MXGP of China - What Happens
Posted on September 11, 2019
For those heading to China for the final Grand Prix of the season, bring your sun cream, because temperatures are up and the sun will be out. With around 32 degrees expected, this rainy season has turned friendly for the MXGP and MX2 competitors and the chance of rain over the next five days is 10%. The weekend humidity will only be around 70%, which is a lot better than today at around 90%.
With high humidity, it will be a hard one for the riders, but as we have seen time and time again, the FIM Motocross World Championship competitors can race in any conditions, and as the MXGP and MX2 series does, diversity is the name of the game. A well-prepared circuit has been built by GP track specialist Greg Atkins, and the area of the event is very impressive.

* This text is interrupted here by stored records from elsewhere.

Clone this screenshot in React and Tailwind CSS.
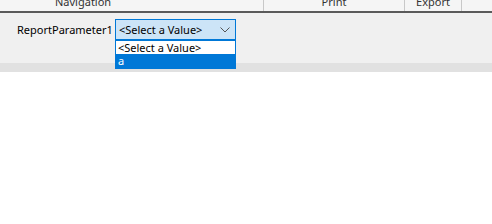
import React from "react";

const Chevron = () => (
  <svg width="10" height="6" viewBox="0 0 10 6" className="block">
    <path d="M0.5 0.5 L5 5 L9.5 0.5" fill="none" stroke="#555" strokeWidth="1" />
  </svg>
);

const App = () => {
  return (
    <div className="relative w-[492px] h-[224px] bg-white text-[11px] text-black font-['Segoe_UI','Noto_Sans',sans-serif]">
      <div className="flex h-[11px] overflow-hidden bg-[#f5f5f5] text-[#333]">
        <div className="w-[264px] shrink-0 border-r border-[#c8c8c8] pl-[55px] leading-[16px] -mt-[6px]">
          Navigation
        </div>
        <div className="w-[141px] shrink-0 border-r border-[#c8c8c8] text-center leading-[16px] -mt-[6px]">
          Print
        </div>
        <div className="w-[57px] shrink-0 border-r border-[#c8c8c8] text-center leading-[16px] -mt-[6px]">
          Export
        </div>
      </div>
      <div className="h-[2px] bg-[#5a5a5a]" />

      <div className="h-[50px] bg-[#f0f0f0] pt-[6px] pl-[17px]">
        <div className="flex items-center">
          <span className="w-[98px] leading-[21px]">ReportParameter1</span>
          <div className="flex items-center justify-between w-[121px] h-[21px] border border-[#0078d7] bg-[#cce4f7] pl-[3px] pr-[5px]">
            <span className="leading-[19px]">&lt;Select a Value&gt;</span>
            <Chevron />
          </div>
        </div>
      </div>
      <div className="h-[9px] bg-[#e1e1e1]" />

      <div className="absolute top-[40px] left-[115px] w-[121px] border border-[#0078d7] bg-white">
        <div className="h-[13px] bg-white pl-[2px] leading-[13px]">
          &lt;Select a Value&gt;
        </div>
        <div className="h-[14px] bg-[#0078d7] text-white pl-[2px] leading-[14px]">
          a
        </div>
      </div>
    </div>
  );
};

export default App;
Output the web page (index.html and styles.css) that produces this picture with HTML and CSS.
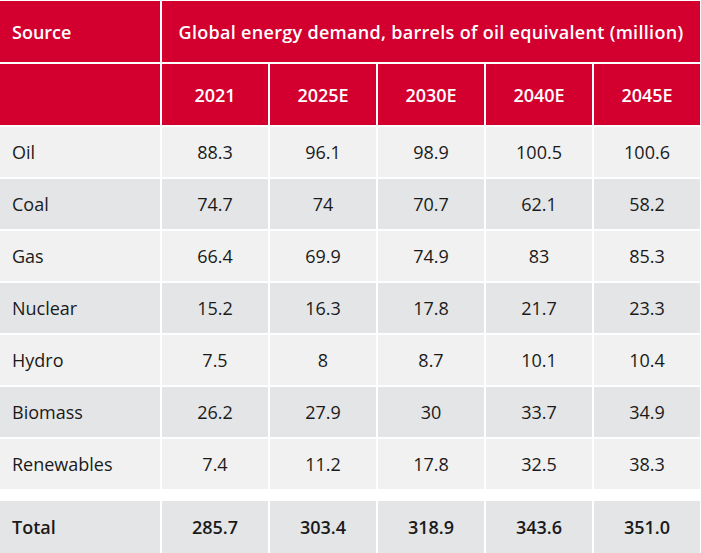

But what do we expect in Shanghai this weekend? Well, going by last weekend, it might be a KTM whitewash, as it is clear Jeffrey Herlings is getting back to his best and at his best he is unbeatable. World MXGP champion Tim Gajser though won’t want to be beaten again, and I can imagine his mind-set has been turned upside down after winning his third World championship. After a gruelling season, it might be time for the HRC rider to actually slow down and enjoy the moment, while Herlings is coming in wanting to win, win and win again. I get Herlings is considered the fastest man on the planet, but lets not forget the season Gajser has had, and give him some credit for maybe just turning off mentally at the moment and just being happy to end his season without injury.
We probably won’t see a Herlings vs Gajser battle for real until the start of the 2020 season, and lets hope both riders are 100% fit and Antonio Cairoli and Jorge Prado join them in what should be a legendary season.
Of course it isn’t just about the GP winners, but there are championship positions to fight for in China, and Gautier Paulin is fighting hard to remain in third place in the MXGP championship as Glenn Coldenhoff, in a rich vein of form is closing in on the Frenchman. Having gone 1-1-2 in the last three GPs the Dutchman is with striking distance of Paulin, but needs another cracking performance with around 10 points separating the two.
In MX2 I have nearly fallen to sleep on a few occasions as Jorge Prado rode off into the sunset and his competition fought of the scraps. When somebody is winning like Prado is, then it is hard to get too excited, as we pretty much know who will win in China, in the MX2 class. Thank God he moves to MXGP in 2020.